For financial planners, the 2018 experience offers lessons about communication. When the Tax Cuts and Jobs Act lowered rates, many households saw smaller refunds because their withholding declined in parallel. Advisors who proactively reviewed allowances and walked clients through calculators like this one helped avoid surprises. The same principle applies whenever tax laws change. Educating employees about the relationship between allowances (or in today’s framework, Form W‑4 Steps 2 through 4) and actual cash flow keeps expectations aligned with reality. Historical calculators thus remain powerful teaching aids even years after the relevant tax year closes.

Bridging to Modern Frameworks

Although allowances no longer appear on the current Form W‑4, the fundamental math still matters. Today, employees enter actual dollar estimates for deductions, credits, and other income. In 2018, the allowance count served as a shorthand for those adjustments. By mastering this legacy structure, payroll professionals can translate old allowance data into modern equivalents. For instance, if a 2018 W‑4 showed five allowances, you can infer roughly how much of the taxpayer’s income they intended to shield and replicate the effect under the 2024 form by using Step 4(b) deductions. Our calculator helps with that translation by breaking down each allowance’s per-paycheck value, effectively turning the allowance count into a dollar figure you can reuse.
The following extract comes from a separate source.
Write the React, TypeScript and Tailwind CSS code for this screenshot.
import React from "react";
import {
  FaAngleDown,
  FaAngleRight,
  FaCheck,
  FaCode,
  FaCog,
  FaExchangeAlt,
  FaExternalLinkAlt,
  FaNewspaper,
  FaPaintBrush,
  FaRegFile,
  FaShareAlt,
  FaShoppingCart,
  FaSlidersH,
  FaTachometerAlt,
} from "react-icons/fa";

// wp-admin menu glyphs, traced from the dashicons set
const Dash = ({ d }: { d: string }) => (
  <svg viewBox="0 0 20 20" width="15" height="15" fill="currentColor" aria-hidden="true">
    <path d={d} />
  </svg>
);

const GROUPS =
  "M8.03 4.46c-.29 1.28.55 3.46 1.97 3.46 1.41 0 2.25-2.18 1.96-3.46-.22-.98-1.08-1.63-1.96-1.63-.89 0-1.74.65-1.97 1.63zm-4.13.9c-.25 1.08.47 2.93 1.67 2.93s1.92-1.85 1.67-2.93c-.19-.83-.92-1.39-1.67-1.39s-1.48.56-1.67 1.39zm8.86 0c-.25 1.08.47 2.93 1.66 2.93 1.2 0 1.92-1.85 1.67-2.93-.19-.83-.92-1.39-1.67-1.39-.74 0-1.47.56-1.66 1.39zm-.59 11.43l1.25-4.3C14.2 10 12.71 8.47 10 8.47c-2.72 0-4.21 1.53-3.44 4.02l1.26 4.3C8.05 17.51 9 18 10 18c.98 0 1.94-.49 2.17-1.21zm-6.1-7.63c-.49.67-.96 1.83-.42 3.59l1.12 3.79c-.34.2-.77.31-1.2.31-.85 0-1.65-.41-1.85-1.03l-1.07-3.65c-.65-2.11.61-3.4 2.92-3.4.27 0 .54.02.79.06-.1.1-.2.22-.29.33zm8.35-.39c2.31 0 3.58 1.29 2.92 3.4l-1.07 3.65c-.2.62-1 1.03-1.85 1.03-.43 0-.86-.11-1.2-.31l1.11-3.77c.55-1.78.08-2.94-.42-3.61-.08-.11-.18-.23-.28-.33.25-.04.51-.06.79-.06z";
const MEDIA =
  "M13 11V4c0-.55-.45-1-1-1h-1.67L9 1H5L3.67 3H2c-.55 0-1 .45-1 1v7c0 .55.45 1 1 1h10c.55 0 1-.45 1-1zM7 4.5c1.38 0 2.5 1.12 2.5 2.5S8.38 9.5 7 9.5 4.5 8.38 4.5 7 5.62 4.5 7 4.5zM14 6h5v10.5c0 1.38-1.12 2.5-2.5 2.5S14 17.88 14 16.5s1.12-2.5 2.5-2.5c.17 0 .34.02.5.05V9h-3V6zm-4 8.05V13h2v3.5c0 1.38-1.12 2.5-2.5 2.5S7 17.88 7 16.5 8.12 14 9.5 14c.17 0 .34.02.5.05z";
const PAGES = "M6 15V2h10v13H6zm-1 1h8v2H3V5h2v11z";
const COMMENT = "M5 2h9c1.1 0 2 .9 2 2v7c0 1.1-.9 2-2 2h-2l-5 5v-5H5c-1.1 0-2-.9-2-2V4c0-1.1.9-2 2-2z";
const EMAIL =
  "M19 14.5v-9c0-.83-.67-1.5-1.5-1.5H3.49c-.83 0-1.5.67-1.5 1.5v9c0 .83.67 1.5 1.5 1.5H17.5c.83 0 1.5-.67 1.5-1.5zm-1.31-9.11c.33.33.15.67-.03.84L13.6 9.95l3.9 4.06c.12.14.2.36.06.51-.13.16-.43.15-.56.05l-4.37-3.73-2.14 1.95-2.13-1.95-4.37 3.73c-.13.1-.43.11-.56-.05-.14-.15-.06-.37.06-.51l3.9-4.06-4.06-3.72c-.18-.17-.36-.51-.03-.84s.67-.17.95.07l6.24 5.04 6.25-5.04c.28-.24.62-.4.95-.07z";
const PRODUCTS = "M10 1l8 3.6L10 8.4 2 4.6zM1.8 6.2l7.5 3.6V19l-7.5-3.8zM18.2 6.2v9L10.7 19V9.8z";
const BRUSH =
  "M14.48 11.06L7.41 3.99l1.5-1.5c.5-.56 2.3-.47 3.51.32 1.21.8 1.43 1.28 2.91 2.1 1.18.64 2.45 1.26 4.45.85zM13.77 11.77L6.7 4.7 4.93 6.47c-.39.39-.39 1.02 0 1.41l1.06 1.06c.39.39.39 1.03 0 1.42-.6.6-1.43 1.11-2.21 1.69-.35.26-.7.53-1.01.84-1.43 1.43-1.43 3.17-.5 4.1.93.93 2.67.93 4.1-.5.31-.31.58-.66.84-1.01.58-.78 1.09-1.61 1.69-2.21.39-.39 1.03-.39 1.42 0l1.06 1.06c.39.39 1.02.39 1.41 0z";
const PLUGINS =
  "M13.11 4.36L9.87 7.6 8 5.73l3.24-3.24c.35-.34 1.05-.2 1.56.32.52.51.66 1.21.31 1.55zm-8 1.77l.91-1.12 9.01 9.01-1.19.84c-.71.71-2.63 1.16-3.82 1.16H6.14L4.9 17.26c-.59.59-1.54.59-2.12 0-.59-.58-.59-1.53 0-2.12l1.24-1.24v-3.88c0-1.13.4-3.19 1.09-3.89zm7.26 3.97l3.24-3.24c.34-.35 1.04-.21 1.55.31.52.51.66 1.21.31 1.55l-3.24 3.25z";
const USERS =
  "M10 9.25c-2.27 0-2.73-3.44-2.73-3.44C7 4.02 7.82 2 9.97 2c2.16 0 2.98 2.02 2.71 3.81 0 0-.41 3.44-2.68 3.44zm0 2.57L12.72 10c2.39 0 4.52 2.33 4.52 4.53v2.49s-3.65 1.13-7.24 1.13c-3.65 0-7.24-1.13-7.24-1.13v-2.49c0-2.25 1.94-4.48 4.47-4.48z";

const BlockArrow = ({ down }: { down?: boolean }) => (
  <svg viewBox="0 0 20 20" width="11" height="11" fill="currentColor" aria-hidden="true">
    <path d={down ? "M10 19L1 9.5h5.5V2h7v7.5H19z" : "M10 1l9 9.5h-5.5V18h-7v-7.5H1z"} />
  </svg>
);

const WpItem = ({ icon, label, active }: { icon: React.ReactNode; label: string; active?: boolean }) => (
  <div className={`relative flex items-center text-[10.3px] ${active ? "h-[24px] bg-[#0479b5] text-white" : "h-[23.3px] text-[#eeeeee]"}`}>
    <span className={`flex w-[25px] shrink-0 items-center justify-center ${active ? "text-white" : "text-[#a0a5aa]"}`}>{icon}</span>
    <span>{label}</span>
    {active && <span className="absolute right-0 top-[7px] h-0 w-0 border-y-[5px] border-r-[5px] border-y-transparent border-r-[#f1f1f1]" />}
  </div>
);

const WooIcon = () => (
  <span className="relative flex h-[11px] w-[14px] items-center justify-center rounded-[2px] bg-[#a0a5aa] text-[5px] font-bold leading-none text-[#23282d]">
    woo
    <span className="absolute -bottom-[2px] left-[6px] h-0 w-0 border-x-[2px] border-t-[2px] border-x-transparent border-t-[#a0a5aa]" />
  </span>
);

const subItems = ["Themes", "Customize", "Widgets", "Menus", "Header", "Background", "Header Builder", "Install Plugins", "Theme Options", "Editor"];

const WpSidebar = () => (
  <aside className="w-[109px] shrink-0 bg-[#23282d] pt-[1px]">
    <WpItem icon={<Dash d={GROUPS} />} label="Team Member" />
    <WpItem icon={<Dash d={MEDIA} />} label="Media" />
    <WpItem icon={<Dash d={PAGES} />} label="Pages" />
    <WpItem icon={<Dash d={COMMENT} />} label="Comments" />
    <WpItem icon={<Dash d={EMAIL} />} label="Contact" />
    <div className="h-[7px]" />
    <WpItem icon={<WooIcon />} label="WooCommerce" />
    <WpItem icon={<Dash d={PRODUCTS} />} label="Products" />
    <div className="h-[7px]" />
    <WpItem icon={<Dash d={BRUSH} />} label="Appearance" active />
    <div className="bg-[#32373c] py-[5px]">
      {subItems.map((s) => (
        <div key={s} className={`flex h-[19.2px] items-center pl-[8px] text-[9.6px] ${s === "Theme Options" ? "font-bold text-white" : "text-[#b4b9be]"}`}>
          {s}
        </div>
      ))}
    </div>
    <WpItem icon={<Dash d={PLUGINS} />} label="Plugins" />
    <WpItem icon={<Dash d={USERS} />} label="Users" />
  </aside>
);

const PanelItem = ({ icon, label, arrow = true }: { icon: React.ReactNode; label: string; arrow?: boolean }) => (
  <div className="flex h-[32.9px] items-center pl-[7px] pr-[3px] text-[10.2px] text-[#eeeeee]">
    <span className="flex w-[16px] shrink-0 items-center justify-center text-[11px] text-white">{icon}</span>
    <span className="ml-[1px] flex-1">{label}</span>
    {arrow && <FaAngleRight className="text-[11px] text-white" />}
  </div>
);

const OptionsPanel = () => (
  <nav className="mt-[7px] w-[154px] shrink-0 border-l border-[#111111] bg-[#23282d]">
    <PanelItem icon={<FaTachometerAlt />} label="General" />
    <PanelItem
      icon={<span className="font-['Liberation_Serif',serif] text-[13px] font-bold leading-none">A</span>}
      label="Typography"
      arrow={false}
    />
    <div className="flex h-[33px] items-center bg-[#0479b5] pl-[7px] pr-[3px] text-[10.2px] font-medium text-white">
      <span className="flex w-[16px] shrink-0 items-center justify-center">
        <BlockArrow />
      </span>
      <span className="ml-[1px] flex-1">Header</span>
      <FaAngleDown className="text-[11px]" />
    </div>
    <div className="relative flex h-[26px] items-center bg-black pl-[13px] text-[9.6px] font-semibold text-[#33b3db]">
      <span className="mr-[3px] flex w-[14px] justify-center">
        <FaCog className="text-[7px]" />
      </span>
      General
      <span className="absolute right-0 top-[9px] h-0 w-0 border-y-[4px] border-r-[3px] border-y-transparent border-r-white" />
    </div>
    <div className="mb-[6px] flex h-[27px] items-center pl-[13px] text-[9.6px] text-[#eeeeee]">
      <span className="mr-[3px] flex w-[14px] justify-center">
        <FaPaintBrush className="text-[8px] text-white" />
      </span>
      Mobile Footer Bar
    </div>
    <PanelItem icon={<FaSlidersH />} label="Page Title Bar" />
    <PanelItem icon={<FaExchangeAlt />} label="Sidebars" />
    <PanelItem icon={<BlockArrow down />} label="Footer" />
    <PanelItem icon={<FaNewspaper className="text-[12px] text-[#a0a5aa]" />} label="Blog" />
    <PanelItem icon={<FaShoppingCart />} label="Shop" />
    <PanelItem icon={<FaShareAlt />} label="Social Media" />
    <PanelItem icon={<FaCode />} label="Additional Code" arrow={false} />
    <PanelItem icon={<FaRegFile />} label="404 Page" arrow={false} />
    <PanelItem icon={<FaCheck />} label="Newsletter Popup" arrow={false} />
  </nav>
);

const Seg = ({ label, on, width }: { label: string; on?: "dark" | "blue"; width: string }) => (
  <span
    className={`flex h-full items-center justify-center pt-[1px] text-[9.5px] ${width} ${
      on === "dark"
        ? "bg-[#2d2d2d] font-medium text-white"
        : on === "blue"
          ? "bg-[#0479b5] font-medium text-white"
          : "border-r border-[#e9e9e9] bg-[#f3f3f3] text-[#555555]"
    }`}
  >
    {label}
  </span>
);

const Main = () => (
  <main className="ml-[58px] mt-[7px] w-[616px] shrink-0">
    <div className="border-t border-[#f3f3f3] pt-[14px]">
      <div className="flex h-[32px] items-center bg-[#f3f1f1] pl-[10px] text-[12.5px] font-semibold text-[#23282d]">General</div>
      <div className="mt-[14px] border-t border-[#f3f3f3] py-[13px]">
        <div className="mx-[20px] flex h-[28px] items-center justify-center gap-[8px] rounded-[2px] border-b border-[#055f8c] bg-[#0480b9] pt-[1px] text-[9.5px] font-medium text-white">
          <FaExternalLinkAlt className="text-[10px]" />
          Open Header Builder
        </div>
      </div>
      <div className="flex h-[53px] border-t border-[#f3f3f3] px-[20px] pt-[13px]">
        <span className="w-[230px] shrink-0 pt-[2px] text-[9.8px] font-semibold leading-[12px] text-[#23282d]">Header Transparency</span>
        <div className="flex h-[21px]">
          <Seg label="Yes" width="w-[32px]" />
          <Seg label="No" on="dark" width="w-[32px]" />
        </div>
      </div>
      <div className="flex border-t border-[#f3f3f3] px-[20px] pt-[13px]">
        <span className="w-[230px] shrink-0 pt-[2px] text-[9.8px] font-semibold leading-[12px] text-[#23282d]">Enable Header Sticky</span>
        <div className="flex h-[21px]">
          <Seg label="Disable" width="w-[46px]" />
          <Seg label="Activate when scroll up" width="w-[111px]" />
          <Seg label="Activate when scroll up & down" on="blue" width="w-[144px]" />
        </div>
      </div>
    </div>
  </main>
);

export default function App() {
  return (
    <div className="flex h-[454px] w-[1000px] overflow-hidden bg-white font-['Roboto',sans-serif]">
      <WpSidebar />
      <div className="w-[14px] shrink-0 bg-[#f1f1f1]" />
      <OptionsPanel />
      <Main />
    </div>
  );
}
Ultimately, the 2018 withholding allowance calculator is a bridge between eras. It preserves the logic of a system that millions of taxpayers used for decades while supporting researchers, accountants, and households who still interact with 2018 records. Whether you are double-checking a W‑2, teaching a class on payroll history, or just curious why your 2018 refund behaved differently, this tool offers clarity through precise, data-driven modeling.